The story follows a group of friends, including Allison (Byers), Clifton (Fowler), King (Gregg), and Dewayne (Perkins). They traveled to a remote cabin in the woods for the Juneteenth weekend, hoping for a great reunion. Unfortunately, what they get instead is an unnerving nightmare when they discover a secret room with a twisted board game called "The Blackening". The game is run by a mysterious masked killer who demands the group to rank their degrees of blackness to determine the order to kill them. With their lives and friendship in danger, Allison and the others must rely on their smarts and knowledge of horror movie tropes to survive.

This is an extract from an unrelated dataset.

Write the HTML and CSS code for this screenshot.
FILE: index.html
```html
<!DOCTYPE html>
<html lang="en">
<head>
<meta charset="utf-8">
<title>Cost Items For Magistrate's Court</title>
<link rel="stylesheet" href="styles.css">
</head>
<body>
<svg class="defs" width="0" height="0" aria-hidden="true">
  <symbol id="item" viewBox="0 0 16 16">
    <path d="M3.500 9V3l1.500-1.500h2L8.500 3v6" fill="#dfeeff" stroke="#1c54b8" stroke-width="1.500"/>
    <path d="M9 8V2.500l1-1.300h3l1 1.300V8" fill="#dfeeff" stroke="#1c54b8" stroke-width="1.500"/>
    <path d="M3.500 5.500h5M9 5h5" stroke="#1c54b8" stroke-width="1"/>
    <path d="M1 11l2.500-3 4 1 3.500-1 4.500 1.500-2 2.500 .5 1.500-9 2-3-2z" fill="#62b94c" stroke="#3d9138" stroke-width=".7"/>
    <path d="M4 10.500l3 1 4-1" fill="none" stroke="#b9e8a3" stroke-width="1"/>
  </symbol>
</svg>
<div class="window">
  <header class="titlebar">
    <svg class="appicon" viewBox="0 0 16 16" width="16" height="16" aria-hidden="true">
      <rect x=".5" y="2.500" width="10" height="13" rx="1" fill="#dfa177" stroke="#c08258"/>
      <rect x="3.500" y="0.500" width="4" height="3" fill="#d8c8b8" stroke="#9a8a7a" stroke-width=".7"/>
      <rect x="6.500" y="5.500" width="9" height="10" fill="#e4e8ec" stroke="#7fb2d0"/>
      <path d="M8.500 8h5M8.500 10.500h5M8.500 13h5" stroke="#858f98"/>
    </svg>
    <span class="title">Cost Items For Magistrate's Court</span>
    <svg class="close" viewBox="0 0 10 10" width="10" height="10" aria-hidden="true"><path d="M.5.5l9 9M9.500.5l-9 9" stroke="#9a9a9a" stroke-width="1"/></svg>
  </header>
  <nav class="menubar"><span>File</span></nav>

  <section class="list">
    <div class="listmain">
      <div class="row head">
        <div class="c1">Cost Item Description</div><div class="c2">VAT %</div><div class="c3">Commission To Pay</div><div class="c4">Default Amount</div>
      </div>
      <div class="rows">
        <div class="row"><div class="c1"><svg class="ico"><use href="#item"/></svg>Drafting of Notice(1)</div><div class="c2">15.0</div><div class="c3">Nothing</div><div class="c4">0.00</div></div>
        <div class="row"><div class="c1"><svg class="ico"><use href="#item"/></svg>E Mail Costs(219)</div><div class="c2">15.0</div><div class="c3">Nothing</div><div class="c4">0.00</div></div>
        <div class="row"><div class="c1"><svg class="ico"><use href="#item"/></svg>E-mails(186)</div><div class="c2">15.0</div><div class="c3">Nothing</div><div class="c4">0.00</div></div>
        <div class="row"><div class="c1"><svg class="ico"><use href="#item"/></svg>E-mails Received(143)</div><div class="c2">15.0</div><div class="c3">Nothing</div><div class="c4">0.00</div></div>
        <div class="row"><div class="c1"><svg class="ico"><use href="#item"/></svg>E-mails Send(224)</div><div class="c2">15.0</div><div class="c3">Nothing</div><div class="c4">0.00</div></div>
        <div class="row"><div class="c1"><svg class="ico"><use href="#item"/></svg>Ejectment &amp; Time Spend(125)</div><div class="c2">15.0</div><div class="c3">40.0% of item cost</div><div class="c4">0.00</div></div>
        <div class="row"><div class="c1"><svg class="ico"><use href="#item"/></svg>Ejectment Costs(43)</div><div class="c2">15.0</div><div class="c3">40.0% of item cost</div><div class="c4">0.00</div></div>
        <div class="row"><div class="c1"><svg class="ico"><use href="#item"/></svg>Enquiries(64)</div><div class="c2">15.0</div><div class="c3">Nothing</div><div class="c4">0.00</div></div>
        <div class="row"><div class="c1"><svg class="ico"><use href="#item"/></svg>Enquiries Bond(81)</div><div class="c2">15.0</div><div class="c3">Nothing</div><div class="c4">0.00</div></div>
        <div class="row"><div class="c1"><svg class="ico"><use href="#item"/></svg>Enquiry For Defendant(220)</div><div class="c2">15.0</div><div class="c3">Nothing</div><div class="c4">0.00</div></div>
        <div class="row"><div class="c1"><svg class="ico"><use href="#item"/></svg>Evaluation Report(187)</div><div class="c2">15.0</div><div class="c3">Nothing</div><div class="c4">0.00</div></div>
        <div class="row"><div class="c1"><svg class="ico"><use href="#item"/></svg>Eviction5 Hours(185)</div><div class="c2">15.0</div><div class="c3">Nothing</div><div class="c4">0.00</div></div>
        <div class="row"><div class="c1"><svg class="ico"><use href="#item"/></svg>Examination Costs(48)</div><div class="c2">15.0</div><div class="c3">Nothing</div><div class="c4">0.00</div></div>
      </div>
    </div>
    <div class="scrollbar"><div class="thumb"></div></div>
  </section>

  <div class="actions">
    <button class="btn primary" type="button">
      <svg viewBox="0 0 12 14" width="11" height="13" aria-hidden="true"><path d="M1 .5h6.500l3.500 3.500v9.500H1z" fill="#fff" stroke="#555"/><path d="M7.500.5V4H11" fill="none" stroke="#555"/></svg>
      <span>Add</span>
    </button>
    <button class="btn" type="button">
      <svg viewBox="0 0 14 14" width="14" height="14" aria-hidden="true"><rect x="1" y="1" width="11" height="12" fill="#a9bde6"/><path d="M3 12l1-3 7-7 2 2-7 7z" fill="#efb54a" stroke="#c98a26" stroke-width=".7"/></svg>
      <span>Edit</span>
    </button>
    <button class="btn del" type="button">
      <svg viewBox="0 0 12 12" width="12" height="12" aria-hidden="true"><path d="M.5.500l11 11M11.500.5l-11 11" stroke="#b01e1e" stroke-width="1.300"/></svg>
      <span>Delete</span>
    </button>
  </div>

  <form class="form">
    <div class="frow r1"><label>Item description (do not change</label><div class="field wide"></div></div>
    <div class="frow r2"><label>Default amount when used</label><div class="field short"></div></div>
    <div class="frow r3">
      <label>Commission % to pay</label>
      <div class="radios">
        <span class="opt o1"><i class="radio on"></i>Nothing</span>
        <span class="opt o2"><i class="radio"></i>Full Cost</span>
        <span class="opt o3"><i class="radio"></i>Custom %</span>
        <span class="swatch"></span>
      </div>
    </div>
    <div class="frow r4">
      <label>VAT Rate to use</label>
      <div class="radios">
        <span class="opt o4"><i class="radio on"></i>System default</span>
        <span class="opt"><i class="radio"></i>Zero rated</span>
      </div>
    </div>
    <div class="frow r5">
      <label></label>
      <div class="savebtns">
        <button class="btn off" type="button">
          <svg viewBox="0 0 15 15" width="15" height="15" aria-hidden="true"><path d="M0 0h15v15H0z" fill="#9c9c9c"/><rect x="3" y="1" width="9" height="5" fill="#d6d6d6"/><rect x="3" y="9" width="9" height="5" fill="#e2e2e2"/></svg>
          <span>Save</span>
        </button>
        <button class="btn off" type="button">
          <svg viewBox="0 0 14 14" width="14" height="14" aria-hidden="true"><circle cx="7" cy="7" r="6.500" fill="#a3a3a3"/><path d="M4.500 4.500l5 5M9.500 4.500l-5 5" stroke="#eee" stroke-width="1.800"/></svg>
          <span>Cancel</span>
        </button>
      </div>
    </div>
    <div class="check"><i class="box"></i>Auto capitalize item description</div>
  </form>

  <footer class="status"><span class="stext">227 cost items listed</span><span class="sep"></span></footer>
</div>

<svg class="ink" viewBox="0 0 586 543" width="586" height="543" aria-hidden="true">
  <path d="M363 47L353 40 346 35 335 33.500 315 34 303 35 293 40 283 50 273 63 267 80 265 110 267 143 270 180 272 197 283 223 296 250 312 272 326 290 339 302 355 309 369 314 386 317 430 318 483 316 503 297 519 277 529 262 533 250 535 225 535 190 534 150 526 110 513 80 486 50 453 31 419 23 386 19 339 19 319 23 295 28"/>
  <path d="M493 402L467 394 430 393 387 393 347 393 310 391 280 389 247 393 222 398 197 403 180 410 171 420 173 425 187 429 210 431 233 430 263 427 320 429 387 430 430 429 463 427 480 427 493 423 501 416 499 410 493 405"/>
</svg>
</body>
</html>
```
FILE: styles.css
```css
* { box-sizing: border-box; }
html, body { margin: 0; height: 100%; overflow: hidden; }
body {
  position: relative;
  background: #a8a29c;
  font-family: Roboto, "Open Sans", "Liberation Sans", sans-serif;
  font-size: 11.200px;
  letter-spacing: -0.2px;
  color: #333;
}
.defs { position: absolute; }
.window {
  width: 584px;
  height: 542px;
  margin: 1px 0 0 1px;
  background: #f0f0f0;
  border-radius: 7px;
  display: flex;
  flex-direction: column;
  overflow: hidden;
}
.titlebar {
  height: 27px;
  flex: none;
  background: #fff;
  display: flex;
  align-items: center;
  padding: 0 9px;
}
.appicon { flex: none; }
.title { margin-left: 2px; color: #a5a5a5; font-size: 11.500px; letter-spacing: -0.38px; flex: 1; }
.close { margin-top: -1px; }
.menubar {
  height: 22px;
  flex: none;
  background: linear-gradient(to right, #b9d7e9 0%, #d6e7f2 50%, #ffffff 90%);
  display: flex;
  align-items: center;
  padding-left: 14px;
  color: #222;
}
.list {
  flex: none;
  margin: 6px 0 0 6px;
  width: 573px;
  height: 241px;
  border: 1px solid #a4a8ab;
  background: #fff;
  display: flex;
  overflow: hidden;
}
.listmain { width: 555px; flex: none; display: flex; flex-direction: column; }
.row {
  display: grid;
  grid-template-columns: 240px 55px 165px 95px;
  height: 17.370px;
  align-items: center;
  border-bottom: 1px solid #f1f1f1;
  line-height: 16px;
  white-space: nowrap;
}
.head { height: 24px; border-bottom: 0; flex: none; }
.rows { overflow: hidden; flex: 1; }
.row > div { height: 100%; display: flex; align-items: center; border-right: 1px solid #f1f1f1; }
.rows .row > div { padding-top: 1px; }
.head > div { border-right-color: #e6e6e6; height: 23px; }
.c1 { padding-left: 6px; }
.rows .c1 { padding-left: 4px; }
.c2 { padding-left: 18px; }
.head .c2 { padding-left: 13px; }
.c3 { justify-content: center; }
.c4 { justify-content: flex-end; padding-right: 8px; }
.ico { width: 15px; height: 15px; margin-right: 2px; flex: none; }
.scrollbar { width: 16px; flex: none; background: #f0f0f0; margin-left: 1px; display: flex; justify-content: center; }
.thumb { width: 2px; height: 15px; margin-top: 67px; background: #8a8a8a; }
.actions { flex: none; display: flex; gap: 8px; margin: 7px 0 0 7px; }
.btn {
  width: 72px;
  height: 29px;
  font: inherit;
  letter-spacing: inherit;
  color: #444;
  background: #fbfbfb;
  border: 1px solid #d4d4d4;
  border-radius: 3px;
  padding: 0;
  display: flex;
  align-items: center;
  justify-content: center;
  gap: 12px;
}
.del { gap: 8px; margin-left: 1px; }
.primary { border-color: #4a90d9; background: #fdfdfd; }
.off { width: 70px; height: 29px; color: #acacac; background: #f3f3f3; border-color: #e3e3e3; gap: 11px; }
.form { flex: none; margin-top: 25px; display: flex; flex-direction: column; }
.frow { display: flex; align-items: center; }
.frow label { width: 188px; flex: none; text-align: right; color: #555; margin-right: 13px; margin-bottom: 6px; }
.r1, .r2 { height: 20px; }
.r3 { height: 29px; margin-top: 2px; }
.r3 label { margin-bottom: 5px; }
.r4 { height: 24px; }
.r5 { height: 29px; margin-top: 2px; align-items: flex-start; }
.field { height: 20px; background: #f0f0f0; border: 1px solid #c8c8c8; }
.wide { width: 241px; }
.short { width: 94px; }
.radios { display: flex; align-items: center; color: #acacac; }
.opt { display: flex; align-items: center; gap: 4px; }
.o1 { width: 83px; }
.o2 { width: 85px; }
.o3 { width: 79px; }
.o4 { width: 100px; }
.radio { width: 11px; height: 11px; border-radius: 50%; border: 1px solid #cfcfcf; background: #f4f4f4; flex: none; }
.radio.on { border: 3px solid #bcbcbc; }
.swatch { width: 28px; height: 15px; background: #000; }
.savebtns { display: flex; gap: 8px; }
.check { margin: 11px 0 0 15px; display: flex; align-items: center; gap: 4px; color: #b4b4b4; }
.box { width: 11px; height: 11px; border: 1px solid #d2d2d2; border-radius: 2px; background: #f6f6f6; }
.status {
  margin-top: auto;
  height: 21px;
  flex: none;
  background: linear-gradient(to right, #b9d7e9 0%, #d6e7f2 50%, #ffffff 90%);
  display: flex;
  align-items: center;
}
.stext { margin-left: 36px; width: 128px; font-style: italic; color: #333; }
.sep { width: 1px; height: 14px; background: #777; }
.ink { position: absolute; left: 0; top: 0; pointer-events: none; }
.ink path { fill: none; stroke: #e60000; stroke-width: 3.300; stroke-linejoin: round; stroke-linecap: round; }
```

Horror movies nowadays can be easily called out for their tried-and-true formulas, especially when they involve people in the cabin in the woods. However, some deserve plenty of credit for successfully handling their intriguing ideas within their basic premises, providing refreshing and entertaining perspectives on their genre tropes. "The Blackening" looks to be another example of this trend by filling its group of victims with only black people. After all, why kill one when you can murder all of them? Having a mixture of horror and satirical comedy can be tricky to pull off, especially when you're using specific topics that may be sensitive to particular audiences. In this case, we have a film that satirizes African-American culture, including the characters in horror movies and stereotypes. This idea could be a red flag for the culture if done poorly. Fortunately, "The Blackening" had little to no issues pulling this feat off with a refreshing and consistently hilarious horror comedy that's more entertaining than derivative.

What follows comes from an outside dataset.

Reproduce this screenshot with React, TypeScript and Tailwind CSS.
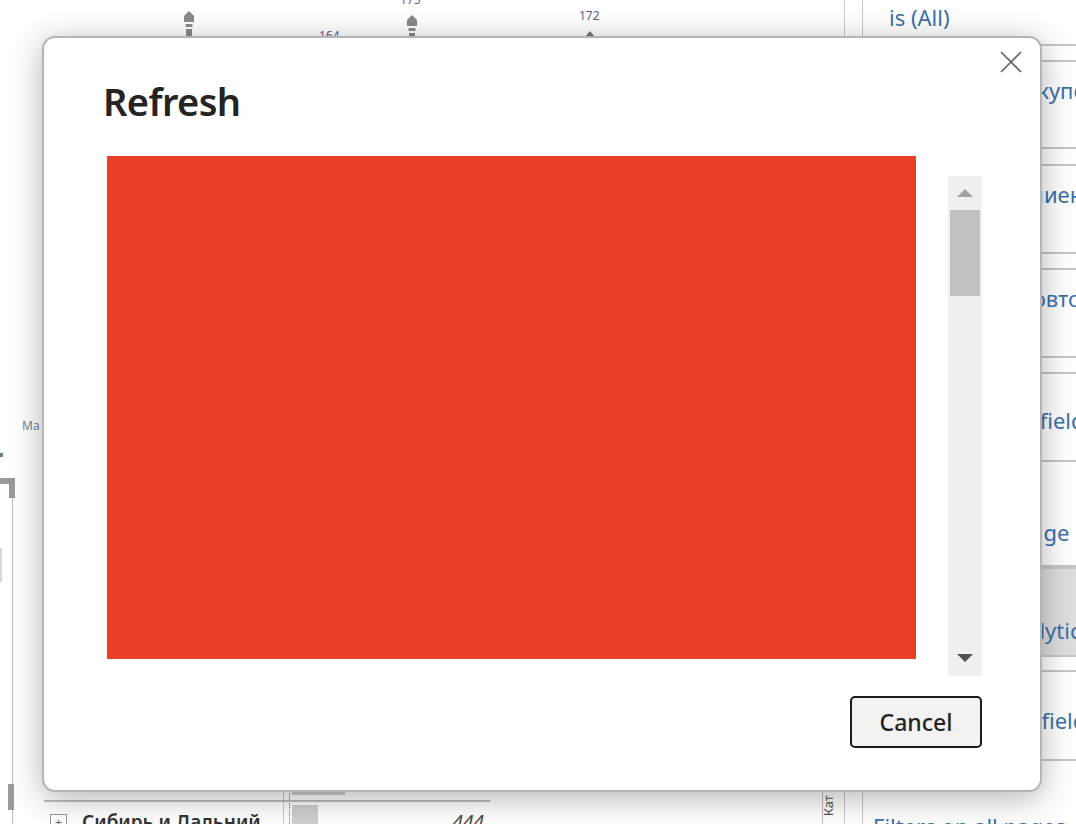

"The Blackening" is another typical cabin-in-the-woods slasher film involving victims getting chased by a crossbow-wielding psychopath wearing a blackface leather mask. I wish I were joking when I said that. So it plays out the way you'd expect from the marketing. However, the film leaps over most of its horror tropes to provide an ironic and unapologetic exploration of African-American culture and traditions, including stereotypes and cultural prejudice. Unlike most modern horror films, it doesn't focus on putting on a show with senseless violence, gore, and one-dimensional characters. Instead, the movie gives audiences like me an invigorating perspective on the cabin-in-the-woods concept that's also filled with characters that are actually fun and supportive. If you have characters like Allison and Dewayne in your film, there's a good chance your audience will have as much fun as them.
Tim Story may not have a lot of great movies in his filmography, save for "Barbershop" and his Kevin Hart stand-up comedy films. However, he usually succeeds in giving his target audience what they want regarding talent, comedy, and entertainment values, even if some of his movies fell flat in their execution. Luckily, "The Blackening" has Story in top form with his best direction in a while. Considering its humorous concept, it was fitting for Tim Story to be chosen to helm this film, but what really makes him a solid filmmaker is his balance of comedy, horror, and commentary. Story offers plenty of energy into the film's satirical dynamic for the characters and the scenarios they're in. However, he also refrains from leaning into "spoof" territory with less substance and more crude parody jokes. There were even a few scenes that looked like they could've come from a horror spoof film like "Scary Movie", but they're more hilarious than obnoxiously dumb.
But, of course, it wasn't just Tim Story that did most of the work. He got significant help from the movie's sharp-witted screenplay by Dewayne Perkins and Tracy Oliver, known for co-written films like "Barbershop: The Next Cut" and "Girls Trip". It provided plenty of hysterical dialogue involving black culture between the characters, but it also portrayed them as sympathetic human beings who tend to poke fun at themselves often. Additionally, the script subverts most familiar tropes to prevent itself from losing steam halfway through. Some of its jokes can be admittedly on the nose regarding the context, but they're hilarious enough to help the movie survive its demise.
The film's entertaining characters benefited enormously from the cast. Almost all the actors had a chance to shine in their moments, and not a single second was wasted. Grace Byers and Jermaine Fowler were delightful as Allison and Clifton, respectively, especially the latter for the one joke we saw in the trailer. X Mayo also delivered a few good moments as Shanika, as did Dewayne Perkins as Dewayne. While I may not be familiar with some of the actors involved, they provide enough talent to maintain my interest in them for their upcoming roles.
Overall, "The Blackening" is a hilarious, clever, and unapologetic take on the fundamental cabin-in-the-woods storyline that's fun enough to avoid getting killed first. Some of its jokes and genre tropes were on the nose regarding its subject matter. Thankfully, they're quickly overshadowed by the film's ability to provide entertainment in its horror, comedy, and insightful commentary without preaching too much about the latter. Thanks to its delightfully charismatic cast, Tim Story's solid direction, well-written screenplay, and great comedy, "The Blackening" is a bloody good time at the movies that's also a step above the other cheap and formulaic horror films we've seen in recent years. This is the type of game that's worth playing if you enjoy horror comedies and some of Tim Story's previous works.